Our smart speakers continue to get smarter over time, and one of the features recently added to the kit made by Amazon and Google is support for multi-room audio — in other words, the option to play the same tunes in multiple rooms at once. Here's how to set it up with a group of Amazon Echos, Google Homes, or Sonos smart speakers.
There are various tweaks and caveats to bear in mind depending on the type of system you're using, which we've mentioned below. Overall though, the setup procedure isn't difficult to manage, and you can easily edit your speaker configuration whenever you need to (should you shift one speaker to a different room, for example).
Once you've got your Echo plugged in and showing an orange light on the top, you need to fire up the Alexa app for Android or iOS and choose Settings then Set up a new device from the main app menu. Follow the instructions on screen to get the Echo connected, then repeat the process for all the smart speakers you've got (note that third-party Alexa-enabled speakers aren't supported).
To get your choice of music platforms added, go to Settings then Music & Media - just tap on any of the services you see, such as Spotify, to enter your login credentials and get the service working with your Echo devices. Tap Choose default music services to pick which one is started up automatically in response to a voice command.
Next, choose Settings again and pick Multi-Room Music under the Audio Groups heading. Either pick from one of the presets (like "Dining Room") or enter a custom name and tap Next — the following screen lets you pick from all the Echos you've set up. Tap Save and you're just about ready to go.
Now you can tell Alexa to play music just as you normally would, except you add in the name of the new group of devices you've just configured: So "Alexa, play Phoebe Bridgers downstairs" would work, for example (just drop in whichever artist you want to listen to). Your new group appears under the Smart Home entry in the Alexa app menu and can be edited from there.
Use the normal commands - like "Alexa, stop" - or the Alexa app to control playback, and your actions will take effect across all the speakers in the group. Note that if you want to play different music on different speakers or groups of speakers at the same time, you need an Amazon Music Unlimited Family Plan.

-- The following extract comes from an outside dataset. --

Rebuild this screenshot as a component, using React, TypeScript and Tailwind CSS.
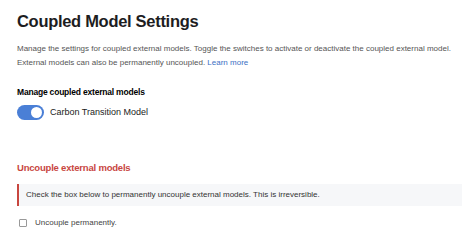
import React, { useState } from "react";

const App: React.FC = () => {
  const [enabled, setEnabled] = useState<boolean>(true);
  const [uncouple, setUncouple] = useState<boolean>(false);

  return (
    <div
      className="w-[474px] h-[248px] bg-white text-[#1d1d1f] px-[17px] pt-[10px] overflow-hidden"
      style={{ fontFamily: '"Liberation Sans", Arial, sans-serif' }}
    >
      <h1 className="text-[16.5px] font-bold leading-[22px] tracking-[-0.3px]">Coupled Model Settings</h1>

      <p className="mt-[10px] text-[8px] leading-[14px] text-[#555]">
        Manage the settings for coupled external models. Toggle the switches to activate or
        deactivate the coupled external model. External models can also be permanently uncoupled.{" "}
        <a className="text-[#3b6fc4]" href="#">
          Learn more
        </a>
      </p>

      {/* BEGIN: Manage */}
      <h2 className="mt-[16px] text-[8.5px] font-bold leading-[12px] tracking-[-0.2px] text-black">
        Manage coupled external models
      </h2>
      <div className="mt-[7px] flex items-center gap-[6px]">
        <button
          className={`w-[27px] h-[15px] rounded-full flex items-center px-[2px] ${
            enabled ? "bg-[#4a7fd6] justify-end" : "bg-[#cfd3da] justify-start"
          }`}
          onClick={() => setEnabled(!enabled)}
        >
          <span className="w-[11px] h-[11px] rounded-full bg-white" />
        </button>
        <span className="text-[9px] text-[#222]">Carbon Transition Model</span>
      </div>

      {/* BEGIN: Uncouple */}
      <h2 className="mt-[42px] text-[9.5px] font-bold leading-[12px] tracking-[-0.2px] text-[#c8463f]">
        Uncouple external models
      </h2>
      <div className="mt-[10px] w-[445px] h-[22px] bg-[#f6f7f9] border-l-[2px] border-[#c8463f] flex items-center pl-[7px]">
        <span className="text-[8px] text-[#333]">
          Check the box below to permanently uncouple external models. This is irreversible.
        </span>
      </div>
      <label className="mt-[11px] flex items-center gap-[8px] pl-[2px] cursor-pointer">
        <input
          type="checkbox"
          checked={uncouple}
          onChange={() => setUncouple(!uncouple)}
          className="appearance-none w-[8px] h-[8px] border border-[#999] rounded-[1px] bg-white checked:bg-[#4a7fd6]"
        />
        <span className="text-[8px] text-[#444]">Uncouple permanently.</span>
      </label>
    </div>
  );
};

export default App;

Setting up a Google Home speaker couldn't be much more straightforward: You plug it in, wait for the welcome message to sound, then load up the Google Home app for Android or iOS. Inside the app, you should see a "device found" message at the top, so just tap Set up and follow the instructions. Repeat the process for your other Google Home speakers.
You'll get prompted to add various music services during the setup process, but you can edit them at any time by choosing Music from the main menu in the Google Home app — just tap on the music service provider name to add it, and check the box next to the one you want to use by default (the one that gets used unless you specify another).
That's enough to play music on one Google Home. To link them together, open the Google Home app and tap the Devices button in the top right-hand corner. Tap the menu button (the three dots) on one of the devices you want to group together, then choose Create group — give the group a name, pick the speakers and devices to include in it, then tap the Save button.
After a few seconds, this new group appears as a separate card inside the Google Home app - you can then control the group with voice commands or cast the audio from an app to it just as you can to an individual speaker. Note that Chromecast audio devices can be added to a group as well as Google Home speakers.
With that done, just talk to the group as you would a normal Google Home speaker: Say "hey Google, play rock on upstairs", or "hey Google, play next song on upstairs", or "hey Google, set volume to 40 per cent on upstairs", for example.
Sonos has of course been in the multi-room streaming game longer than Amazon or Google have, and everything is very easy to set up — though you want have any voice control. With your Sonos speaker plugged in, download the Sonos app for Android or iOS, then choose Set up a new Sonos system when you've launched the app. Follow the instructions on screen to configure the speaker for use, and repeat for any other Sonos speakers you've got.
Sonos is geared for multi-room audio right from the bat, so you can just hit the speakers button at the bottom of the playback window, then select multiple speakers to hear your tunes on all of them at once, no further configuration required. Or, just select the speakers downstairs, or the speakers upstairs... it just takes a few taps.
If you have more than one Sonos speaker in the same room, then you can group them: Inside the Sonos app, tap the Rooms tab, then tap Group next to one speaker — pick the other speakers in the same room, then Done to confirm. You can have multiple groups and jump between them.
The Sonos software includes some neat tricks that show it still has an edge over Google and Amazon. You can, for example, stop playback in one room and pick it up from the same point in another — just tap the speakers button on the playback window, tick the room you're going into and untick the room you're leaving, and off you go.
It's also possible to link two speakers together in stereo configuration, if needed. Tap More then Settings and Room Settings: Pick your first speaker, then choose Create Stereo Pair, and select the second speaker. You'll need to press the volume buttons as prompted to show which speaker is on the left, then you're good to go.